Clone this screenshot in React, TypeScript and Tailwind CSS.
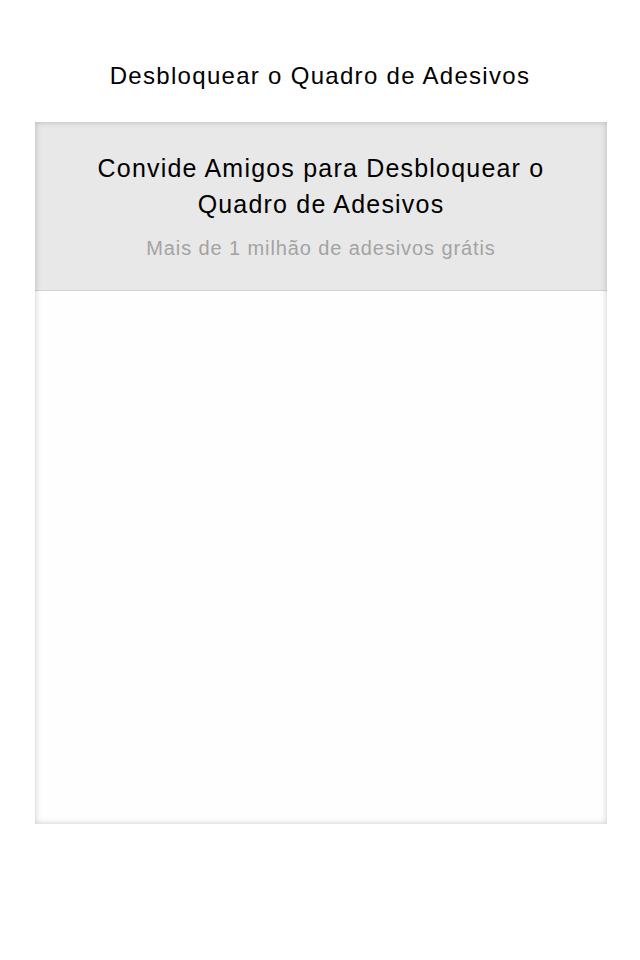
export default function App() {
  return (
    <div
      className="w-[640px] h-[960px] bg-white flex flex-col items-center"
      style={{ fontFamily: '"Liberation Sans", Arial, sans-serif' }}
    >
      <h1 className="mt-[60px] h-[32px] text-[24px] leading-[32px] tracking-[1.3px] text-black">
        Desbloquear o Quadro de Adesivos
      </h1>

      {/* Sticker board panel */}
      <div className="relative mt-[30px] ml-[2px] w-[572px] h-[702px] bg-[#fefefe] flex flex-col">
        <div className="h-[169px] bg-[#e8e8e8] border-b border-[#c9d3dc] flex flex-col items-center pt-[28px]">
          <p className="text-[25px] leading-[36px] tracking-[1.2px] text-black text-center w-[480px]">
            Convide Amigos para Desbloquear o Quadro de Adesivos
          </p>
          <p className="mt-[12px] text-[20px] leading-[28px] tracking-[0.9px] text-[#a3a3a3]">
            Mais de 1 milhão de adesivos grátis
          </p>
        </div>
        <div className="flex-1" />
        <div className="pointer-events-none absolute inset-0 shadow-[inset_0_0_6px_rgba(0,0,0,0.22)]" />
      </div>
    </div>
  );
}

* * *

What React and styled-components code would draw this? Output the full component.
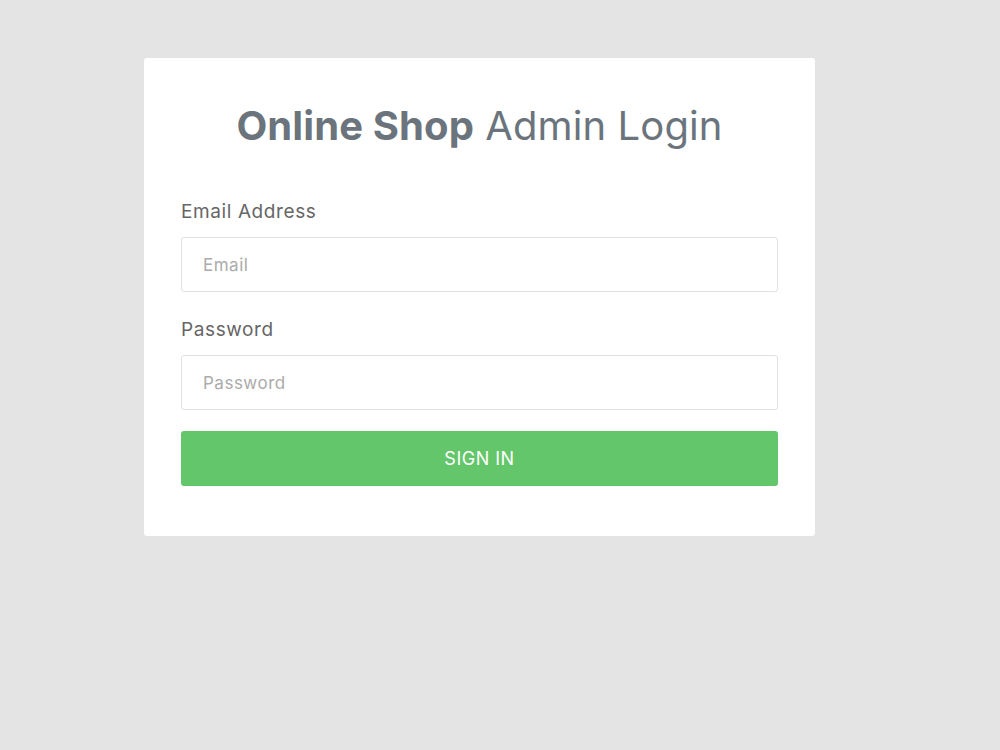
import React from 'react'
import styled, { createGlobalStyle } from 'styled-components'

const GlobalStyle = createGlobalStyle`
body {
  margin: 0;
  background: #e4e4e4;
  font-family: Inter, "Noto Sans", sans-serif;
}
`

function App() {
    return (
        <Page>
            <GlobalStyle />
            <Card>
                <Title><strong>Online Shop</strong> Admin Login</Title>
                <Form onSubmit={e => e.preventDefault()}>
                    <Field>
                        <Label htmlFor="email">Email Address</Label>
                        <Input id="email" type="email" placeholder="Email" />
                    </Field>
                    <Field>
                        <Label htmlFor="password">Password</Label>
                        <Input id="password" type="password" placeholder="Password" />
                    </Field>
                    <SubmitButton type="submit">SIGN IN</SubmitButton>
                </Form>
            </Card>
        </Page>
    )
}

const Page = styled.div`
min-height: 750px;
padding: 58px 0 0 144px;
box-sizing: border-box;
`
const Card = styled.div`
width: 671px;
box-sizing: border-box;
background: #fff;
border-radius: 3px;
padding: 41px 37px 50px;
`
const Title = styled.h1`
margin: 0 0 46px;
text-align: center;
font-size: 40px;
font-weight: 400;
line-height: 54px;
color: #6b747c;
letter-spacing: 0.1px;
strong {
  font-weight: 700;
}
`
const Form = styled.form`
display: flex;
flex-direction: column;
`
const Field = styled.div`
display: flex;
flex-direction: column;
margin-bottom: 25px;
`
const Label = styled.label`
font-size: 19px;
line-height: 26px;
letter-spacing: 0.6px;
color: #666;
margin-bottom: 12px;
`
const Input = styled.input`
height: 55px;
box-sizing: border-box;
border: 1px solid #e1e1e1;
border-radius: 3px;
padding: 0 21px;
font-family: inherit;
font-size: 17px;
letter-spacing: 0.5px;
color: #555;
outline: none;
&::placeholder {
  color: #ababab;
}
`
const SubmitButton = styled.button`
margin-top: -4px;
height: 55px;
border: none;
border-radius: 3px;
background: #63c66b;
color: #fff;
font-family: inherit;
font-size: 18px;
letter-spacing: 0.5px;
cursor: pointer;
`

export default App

# Written request:
Using the listing above, gather each line that holds the string "styled" and copy it.

# Written solution:
What React and styled-components code would draw this? Output the full component.
import styled, { createGlobalStyle } from 'styled-components'
const Page = styled.div`
const Card = styled.div`
const Title = styled.h1`
const Form = styled.form`
const Field = styled.div`
const Label = styled.label`
const Input = styled.input`
const SubmitButton = styled.button`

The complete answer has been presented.